→ WHAT YOU SHOULD DO
In the entries that follow, find the word "this" and report each line it is on.

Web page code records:
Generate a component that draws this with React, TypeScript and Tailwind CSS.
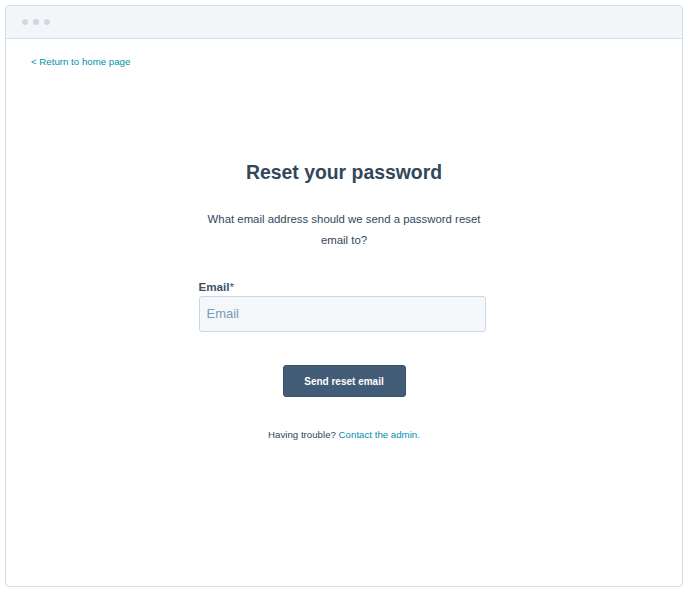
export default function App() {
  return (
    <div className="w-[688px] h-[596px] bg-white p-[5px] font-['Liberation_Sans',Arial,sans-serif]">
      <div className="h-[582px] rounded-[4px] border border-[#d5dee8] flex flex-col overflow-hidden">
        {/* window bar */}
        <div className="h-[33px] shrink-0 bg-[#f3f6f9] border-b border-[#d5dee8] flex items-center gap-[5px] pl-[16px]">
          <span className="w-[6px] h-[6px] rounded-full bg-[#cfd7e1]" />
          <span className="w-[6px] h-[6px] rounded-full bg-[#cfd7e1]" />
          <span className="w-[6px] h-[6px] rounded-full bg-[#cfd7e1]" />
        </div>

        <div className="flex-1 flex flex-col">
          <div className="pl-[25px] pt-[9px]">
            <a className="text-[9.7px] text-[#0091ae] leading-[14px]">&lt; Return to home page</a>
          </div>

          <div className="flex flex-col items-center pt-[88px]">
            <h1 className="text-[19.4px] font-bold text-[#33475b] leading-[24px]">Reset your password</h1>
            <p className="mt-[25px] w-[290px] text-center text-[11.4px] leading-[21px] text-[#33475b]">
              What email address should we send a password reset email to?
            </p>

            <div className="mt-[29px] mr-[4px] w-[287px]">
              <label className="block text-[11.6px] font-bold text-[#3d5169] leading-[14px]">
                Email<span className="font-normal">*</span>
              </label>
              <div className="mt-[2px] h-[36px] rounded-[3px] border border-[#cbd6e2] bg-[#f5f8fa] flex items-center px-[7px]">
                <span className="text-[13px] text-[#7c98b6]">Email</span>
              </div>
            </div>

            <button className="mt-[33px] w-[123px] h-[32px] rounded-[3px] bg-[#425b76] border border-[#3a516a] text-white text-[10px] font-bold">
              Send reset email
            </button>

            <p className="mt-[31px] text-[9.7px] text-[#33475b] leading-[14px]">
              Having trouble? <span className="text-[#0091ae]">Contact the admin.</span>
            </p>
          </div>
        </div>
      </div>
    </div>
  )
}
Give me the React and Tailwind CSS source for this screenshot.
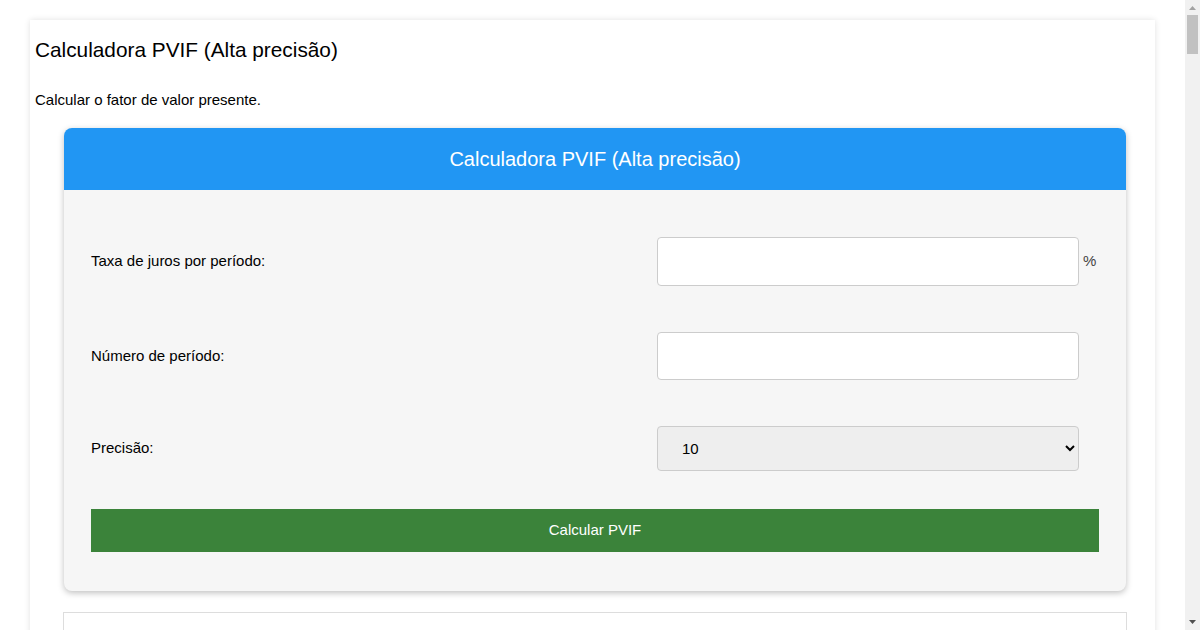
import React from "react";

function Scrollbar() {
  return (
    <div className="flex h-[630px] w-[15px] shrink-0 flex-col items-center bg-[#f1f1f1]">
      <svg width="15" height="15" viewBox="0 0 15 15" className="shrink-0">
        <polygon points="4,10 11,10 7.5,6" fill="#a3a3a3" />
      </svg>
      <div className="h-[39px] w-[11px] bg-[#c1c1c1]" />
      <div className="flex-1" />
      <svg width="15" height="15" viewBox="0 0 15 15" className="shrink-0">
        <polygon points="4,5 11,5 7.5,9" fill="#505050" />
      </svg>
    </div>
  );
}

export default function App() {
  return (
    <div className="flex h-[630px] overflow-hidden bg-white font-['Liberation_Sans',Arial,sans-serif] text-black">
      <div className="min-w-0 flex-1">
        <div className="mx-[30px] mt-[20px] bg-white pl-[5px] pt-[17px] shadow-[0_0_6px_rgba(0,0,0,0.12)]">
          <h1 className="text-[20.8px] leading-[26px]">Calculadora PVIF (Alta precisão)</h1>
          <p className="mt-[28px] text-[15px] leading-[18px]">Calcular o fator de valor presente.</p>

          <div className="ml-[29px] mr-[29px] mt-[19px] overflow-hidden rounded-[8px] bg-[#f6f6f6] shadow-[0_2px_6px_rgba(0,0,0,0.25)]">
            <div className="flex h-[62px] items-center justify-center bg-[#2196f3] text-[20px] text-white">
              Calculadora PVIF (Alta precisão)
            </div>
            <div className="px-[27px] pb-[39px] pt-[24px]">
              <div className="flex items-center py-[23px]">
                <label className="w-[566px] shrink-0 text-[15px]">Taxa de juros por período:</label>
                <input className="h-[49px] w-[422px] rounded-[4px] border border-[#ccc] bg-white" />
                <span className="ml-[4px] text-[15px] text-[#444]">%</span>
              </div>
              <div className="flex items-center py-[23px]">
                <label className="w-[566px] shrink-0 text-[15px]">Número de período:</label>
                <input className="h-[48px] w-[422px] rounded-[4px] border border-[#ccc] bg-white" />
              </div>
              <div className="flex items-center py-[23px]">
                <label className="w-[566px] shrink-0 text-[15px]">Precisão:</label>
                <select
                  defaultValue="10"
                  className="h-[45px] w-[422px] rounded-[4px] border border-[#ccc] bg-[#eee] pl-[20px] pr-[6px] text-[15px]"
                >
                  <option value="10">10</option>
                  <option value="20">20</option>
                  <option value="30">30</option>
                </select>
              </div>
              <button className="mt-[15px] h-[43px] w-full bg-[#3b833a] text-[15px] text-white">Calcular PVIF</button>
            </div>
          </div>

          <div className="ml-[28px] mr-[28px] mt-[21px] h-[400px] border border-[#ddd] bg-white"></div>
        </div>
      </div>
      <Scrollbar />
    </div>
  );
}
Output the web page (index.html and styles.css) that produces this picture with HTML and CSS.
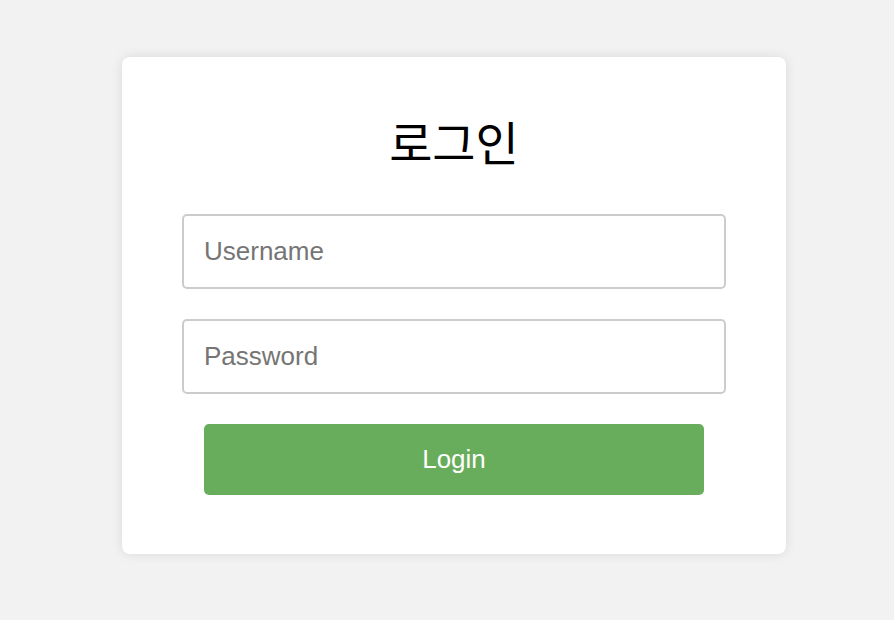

→ PROBLEM SOLUTION
Generate a component that draws this with React, TypeScript and Tailwind CSS.
Give me the React and Tailwind CSS source for this screenshot.
Output the web page (index.html and styles.css) that produces this picture with HTML and CSS.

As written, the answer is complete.